WIPO Standard ST.25 provides for a single numeric identifier <223> per sequence to contain “free text” to describe sequence characteristics using non-language neutral vocabulary. Such “free text” is required to be repeated in the main part of the application description in the language thereof in a specific recommended section entitled “Sequence Listing Free Text.” Such repetition ensures that any “free text” will be translated together with the application description, precluding the need for separate translation of the sequence listing itself. In contrast, WIPO Standard ST.26 allows use of “free text” as the value for multiple different annotation qualifiers per sequence, and due to the absence of procedural requirements, repetition in the application is not required, although such a requirement under the PCT and by various IPOs is possible. In WIPO Standard ST.26, “free text” is limited to a few short terms indispensable for understanding a characteristic of a sequence, is preferably in the English language, and as part of the sequence data part of the sequence listing, must not exceed 1000 characters composed of printable characters from the Unicode Basic Latin code table. It is expected that most inventors providing sequence information are capable of providing “free text” in the English language.
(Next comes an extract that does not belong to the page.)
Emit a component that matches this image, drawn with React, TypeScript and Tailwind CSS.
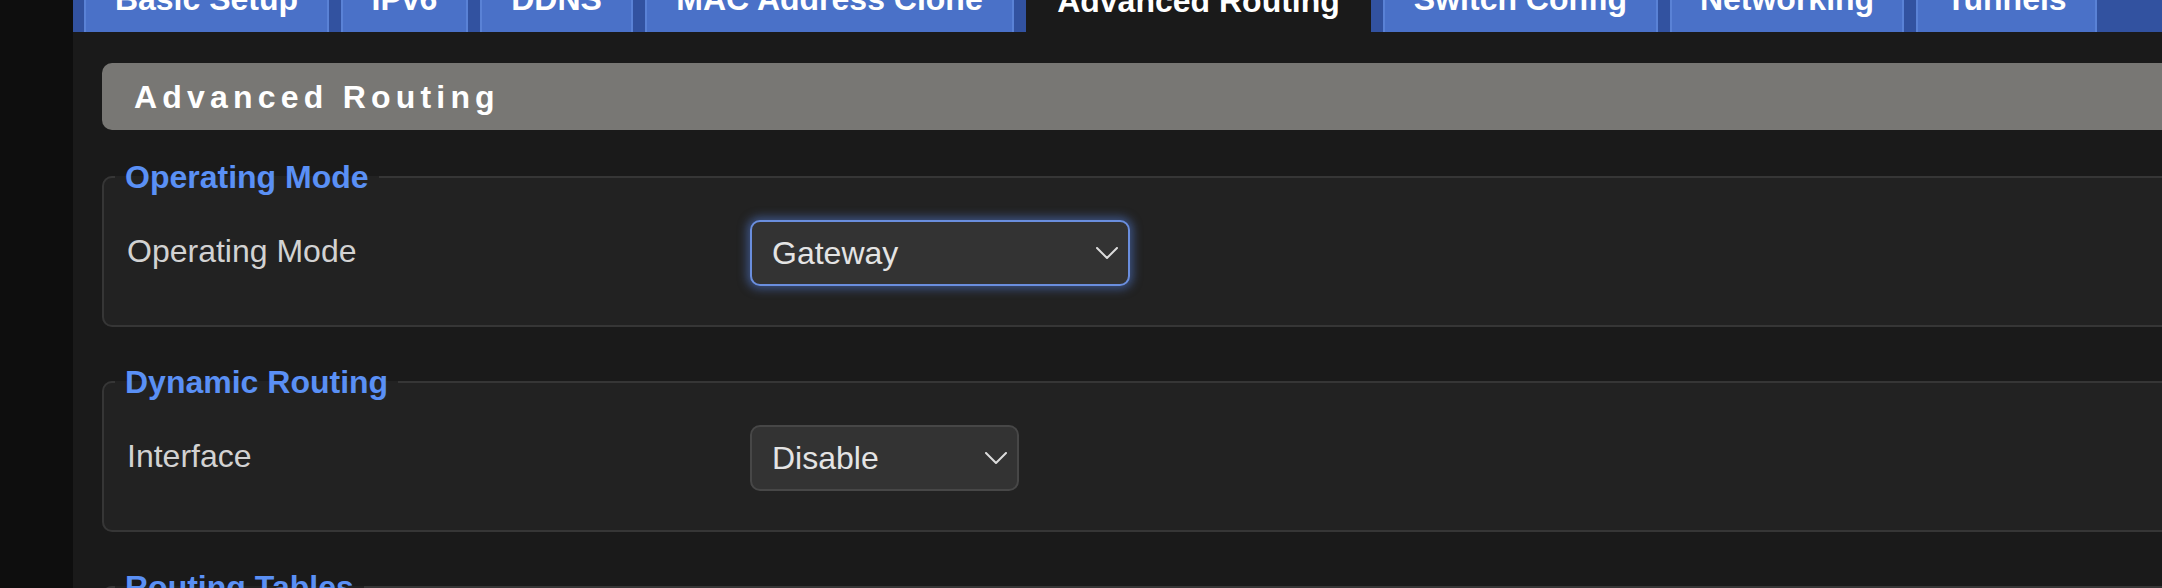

The Office invites comments on any aspect of the authoring tool, and in particular welcomes feedback on whether it is deemed necessary for the authoring tool to include a mechanism for automatic identification and extraction of any “free text” from sequence annotations to facilitate inclusion in the application description.Start Signature
Dated: October 21, 2016.
Michelle K. Lee,
Under Secretary of Commerce for Intellectual Property and Director of the United States Patent and Trademark Office.